• U.S.

ACLU Says Milwaukee Police Violate the Constitution With Stop-and-Frisk

3 minute read

The American Civil Liberties Union filed a lawsuit on Wednesday over stop-and-frisk practices the group says have unconstitutionally targeted black and Latino residents of Milwaukee.

The city, the fire and police commission, and the chief of police are all named defendants in the suit. A similar lawsuit in New York led a judge to rule the way the stops had been carried out in the city violated the constitutional rights of residents.

The Milwaukee plaintiffs, which include men, women, and a child, say they have been stopped, questioned, and searched by officers on multiple occasions while carrying out their daily routines. A 60-year-old African-American man named Charles Collins alleges he and his wife were stopped by police while driving home from babysitting their grandchild. Tracy Adams says her 16-year-old black son has been stopped repeatedly while walking through his neighborhood, dating back to when he was 13-years-old.

The suit claims the stops violate the Fourth and Fourteenth Amendment Rights of Milwaukee residents because the stops are done “without objective and articulable reasonable suspicion of criminal conduct” and because the frisks are “motivated by race and ethnicity.”

According to the ACLU, the Milwaukee Police Department increased the number of traffic and foot stops they conducted between 2007 and 2015 from 66,657 to 196,434. A report by the Milwaukee Journal Sentinel found that black and Hispanic drivers were seven and five times more likely to be stopped by police than whites, respectively. The suit alleges both groups made up 34% of the city’s population between 2010 and 2012, but 72% of the traffic stops made at the time.
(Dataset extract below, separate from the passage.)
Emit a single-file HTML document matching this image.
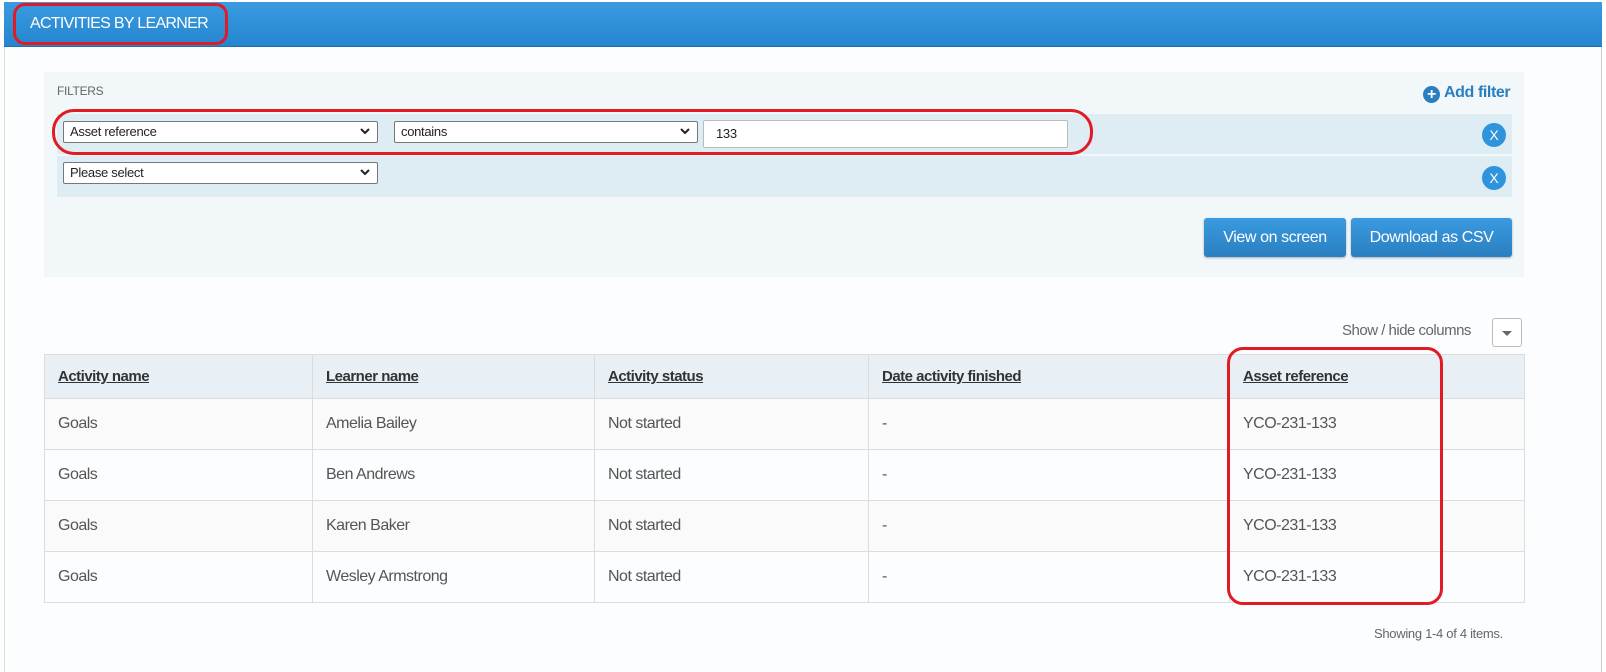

“They’re conducting these stops based solely on the race of the people that they’re stoping on based on the fact that they’re in a black or brown community,” says ACLU attorney Jason Williamson. “Our feeling is that racial profiling is never acceptable and there is no evidence that doing this is making communities safer.”
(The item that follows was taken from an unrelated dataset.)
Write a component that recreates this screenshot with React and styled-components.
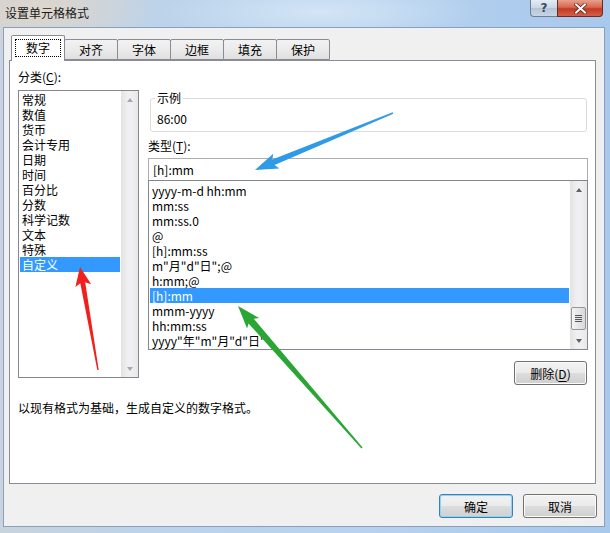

Williamson says the suit stems from a 2013 report on arrests on marijuana possession and the data they uncovered on cities across the U.S. on how they deal with low-level crimes. In their research, Williamson said the ACLU discovered significant disparities in the arrest rates between African Americans and whites — the data on Milwaukee, he says, was particularly striking and led them to investigate further.

When the Journal Sentinel released its analysis in 2011, Milwaukee Police Chief Edward Flynn said that stopping innocents was a small price residents had to pay for safer communities. “Yes, of course, we are going to stop lots of innocent people,” Flynn said in 2011. “The point is, do folks understand what their role is as a cooperative citizen in having a safe environment.” The suit alleges that after the police department adopted a policy to reduce disparities, the stops and frisks on blacks and Latinos continued.

The suit comes amid a change in approach to policing by the Trump Administration. President Donald Trump has suggested expanding stop-and-frisk practices across the U.S. and providing more protections for police officers. The Department of Justice is also expected to soon release the results of a collaborative report it conducted with the Milwaukee Police Department to review its practices.

Williamson said the suit is still necessary because the recommendations that come as a result of that report will not be legally binding. A spokeswoman for the Milwaukee Mayor’s office says they do not comment on pending litigation. The Milwaukee City Attorney’s office declined to comment.